| |
Beware of the Bite of the Blue Fly Hilary Wainwright Red Pepper, August 2002
If anyone can take on global capital, it's Lula and the party he leads, the Brazilian Workers Party (the PT - Partitido Trabhalidores). He has a popular mandate for radical policies of redistribution, land reform, participatory forms of democracy, and expanded public investments. And this will not be just a formal electoral mandate: behind each of the demands are strong popular movements able to back their leader's stand at the negotiating table with direct action - the landless movement, the citizens involved in the participatory budgeting of PT governed cities, the left-wing and strategically minded trade union federation, CUT. Moreover, the PT has no illusions about going it alone: it has nurtured alliances on the left throughout Latin America; through hosting the World Social Forum it has promoted a vision of globalisation based on social justice.
And yet, and yet. The signs are not good, even assuming Lula wins which is not a foregone conclusion - the Brazilian elites are notoriously able to cobble something together to stop their archenemy. As Burbach reports, Lula has agreed to pay the international debt, in spite of party policy, and a statement in the country's post-dictatorship constitution, of no payment without an audit of the debt. (A good part of the debt was incurred during the dictatorship and doubled under the present government.) Also he is making conciliatory noises towards the IMF.

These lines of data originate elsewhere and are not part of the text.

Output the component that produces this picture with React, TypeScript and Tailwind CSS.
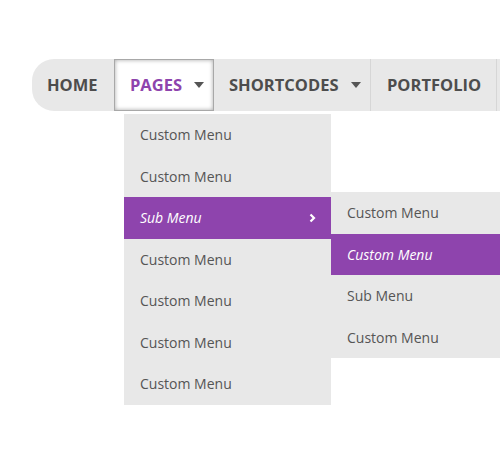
import React from "react";

const font = { fontFamily: '"Open Sans", "Noto Sans", sans-serif' };

function Caret() {
  return (
    <svg width="10" height="6" viewBox="0 0 10 6" className="ml-auto">
      <path d="M0 0 L10 0 L5 6 Z" fill="#555555" />
    </svg>
  );
}

function Chevron() {
  return (
    <svg width="7" height="10" viewBox="0 0 7 10">
      <path d="M1.5 1.5 L5 5 L1.5 8.5" stroke="#ffffff" strokeWidth="2.2" fill="none" />
    </svg>
  );
}

const item = "h-[41.5px] flex items-center px-4 text-[14px] text-[#555555]";
const active = "h-[41.5px] flex items-center justify-between px-4 pr-[15px] text-[14px] italic text-white bg-[#8e44ad]";

export default function App() {
  return (
    <div className="w-[500px] h-[472px] bg-white overflow-hidden" style={font}>
      <div className="pt-[59px] pl-[32px]">
        <nav className="relative flex h-[52px] w-[520px] bg-[#e8e8e8] rounded-l-[22px] text-[16.5px] font-bold uppercase text-[#4d4d4d]">
          <div className="flex items-center pl-[15px] w-[82px]">Home</div>
          <div className="relative flex items-center pl-[15px] pr-[9px] w-[100px] bg-white border border-[#a8a8a8] shadow-[inset_0_0_4px_rgba(0,0,0,0.35)] text-[#8e44ad]">
            Pages
            <Caret />
            <div className="absolute left-[9px] top-[54px] w-[207px] bg-[#e8e8e8] normal-case font-normal">
              <div className={item}>Custom Menu</div>
              <div className={item}>Custom Menu</div>
              <div className={`relative ${active}`}>
                Sub Menu
                <Chevron />
                <div className="absolute left-full top-[-5px] w-[200px] bg-[#e8e8e8] not-italic">
                  <div className={item}>Custom Menu</div>
                  <div className={`${active} italic`}>Custom Menu</div>
                  <div className={item}>Sub Menu</div>
                  <div className={item}>Custom Menu</div>
                </div>
              </div>
              <div className={item}>Custom Menu</div>
              <div className={item}>Custom Menu</div>
              <div className={item}>Custom Menu</div>
              <div className={item}>Custom Menu</div>
            </div>
          </div>
          <div className="flex items-center pl-[15px] pr-[9px] w-[157px] border-r border-[#d6d6d6]">
            Shortcodes
            <Caret />
          </div>
          <div className="flex items-center pl-[16px] w-[126px] border-r border-[#d6d6d6]">
            Portfolio
          </div>
        </nav>
      </div>
    </div>
  );
}
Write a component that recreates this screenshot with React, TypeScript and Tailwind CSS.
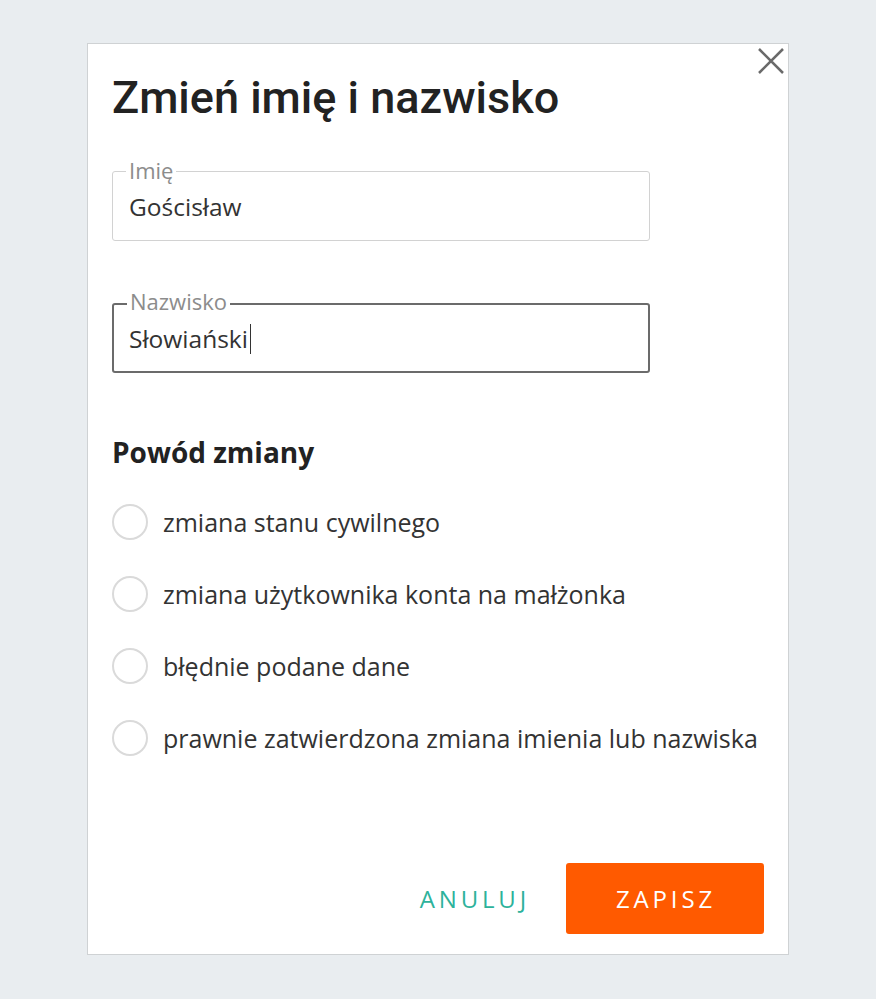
import React from "react";

const reasons = [
  "zmiana stanu cywilnego",
  "zmiana użytkownika konta na małżonka",
  "błędnie podane dane",
  "prawnie zatwierdzona zmiana imienia lub nazwiska",
];

const TextField: React.FC<{
  label: string;
  value: string;
  focused?: boolean;
  className?: string;
}> = ({ label, value, focused = false, className = "" }) => (
  <div
    className={`relative h-[70px] w-[538px] rounded-[3px] ${
      focused ? "border-2 border-[#6b6b6b]" : "border border-[#d2d2d2]"
    } ${className}`}
  >
    <span
      className={`absolute left-[13px] ${
        focused ? "-top-[16px]" : "-top-[14px]"
      } bg-white px-[3px] text-[22px] leading-[24px] text-[#8c8c8c]`}
    >
      {label}
    </span>
    <div
      className={`flex h-full items-center ${
        focused ? "pl-[15px] pt-[2px]" : "pl-[16px] pt-[3px]"
      } text-[24.5px] text-[#333]`}
    >
      {value}
      {focused && <span className="ml-[2px] inline-block h-[30px] w-[1px] bg-[#333]" />}
    </div>
  </div>
);

export default function App() {
  return (
    <div
      className="flex min-h-[999px] w-full justify-center bg-[#e9edf0] pt-[43px]"
      style={{ fontFamily: '"Open Sans", "Liberation Sans", sans-serif' }}
    >
      <div className="relative h-[912px] w-[702px] border border-[#cfd2d4] bg-white px-[24px]">
        <button
          aria-label="Zamknij"
          className="absolute right-[1px] top-[1px] flex h-[32px] w-[32px] items-center justify-center text-[#6a6a6a]"
        >
          <svg width="28" height="28" viewBox="0 0 28 28" fill="none">
            <path d="M2 2 L26 26 M26 2 L2 26" stroke="currentColor" strokeWidth="2.5" />
          </svg>
        </button>

        <h1
          className="mt-[28px] text-[45px] font-medium leading-[52px] text-[#222]"
          style={{ fontFamily: "Roboto, sans-serif" }}
        >
          Zmień imię i nazwisko
        </h1>

        <TextField label="Imię" value="Gościsław" className="mt-[47px]" />
        <TextField label="Nazwisko" value="Słowiański" focused className="mt-[62px]" />

        <h2 className="mt-[60px] text-[28px] font-bold leading-[38px] text-[#222]">
          Powód zmiany
        </h2>

        <div className="mt-[33px] flex flex-col gap-[36px]">
          {reasons.map((r) => (
            <label key={r} className="flex h-[36px] items-center gap-[15px]">
              <span className="h-[36px] w-[36px] shrink-0 rounded-full border-2 border-[#dadada]" />
              <span className="text-[25px] leading-[36px] text-[#333]">{r}</span>
            </label>
          ))}
        </div>

        <div className="mt-[107px] flex items-center justify-end gap-[36px]">
          <button className="text-[24px] tracking-[0.16em] text-[#2db29b]">
            ANULUJ
          </button>
          <button className="flex h-[71px] w-[198px] items-center justify-center rounded-[3px] bg-[#ff5a00] pl-[2px] text-[24px] tracking-[0.16em] text-white">
            ZAPISZ
          </button>
        </div>
      </div>
    </div>
  );
}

The problem is not Lula's commitment; it is one of strategy in what is effectively an economic and political war. Already the banks and the financial press are trying to blame Lula for Brazil's financial mess - when in fact Brazil will have to renegotiate its debt, or default on it, regardless of who wins. His advisers seem to be urging a strategy of placating international business (a task with no end) in case less committed voters are frightened away. Petistas (PT activists) are persuading Lula to divide the opposition by winning wide support for an economically, socially and morally irrefutable negotiating position to the IMF to enable the new PT government to lift the country out of its vicious spiral of debt repayment - repayment requires more loans, leading to more debt repayment. Debt service payments now consume over 90 per cent of the country's export earnings.
The present direction of Lula's strategy raises a more general issue, which runs through our articles on Ken Livingstone's plan for London and Manchester Council's faith in inward investment via the Commonwealth Games. Lula knows, Ken Livingstone knows, half of Manchester council's executive know that electoral office does not given them sufficient power to achieve the goals of social justice which all of them to differing degrees espouse. So the problem for those who have office or who are trying to win it, is how to manage the parts of the state they control in a principled, innovative way and at the same time use electoral office to reach out honestly to the people who elected them, and tell them the truth about the constraints they face. This way those with office avoid the trap of pretending that they can sort things for "their people" and build a coalition of different kinds of power - electoral, moral and economic - to challenge global corporations, national government - in the case of London and Manchester - and international bodies such as the IMF - in the case of Brazil.
It's worth remembering that the corporations have not been able to grab all the cards in the last twenty years of deregulation. They still need access to national markets, they need to persuade people to trust them and buy from them, they need to use or buy publicly owned land and infrastructure, they need workers, they need the big contracts that public bodies can give, and more. Why else do companies go to such expense to bribe, lobby and generally suck up to national and local politicians and senior officers, if they did not need them on their side?
When politicians actually get their hands on these bargaining levers, they all too often lose their strategic senses. In Brazil there is a blue fly whose sting alters its victim's sense of reality. It is as if when the left gets into office or near it, they get bitten by this fly and it mesmerises them to use office simply to manage rather than make it part of a wider strategy of transformation. You can inoculate against the bite. A strong independent party rooted in popular movements has worked as antidote for Governor Olivio Dutra in Southern Brazil who refused Ford's terms of inward investment. Encouraging high expectations and supporting campaigning groups is another. It worked with Ken in his GLC days. Hopefully the Petistas and the landless movement can inoculate Lula against the blue flies now buzzing noisily in his ears.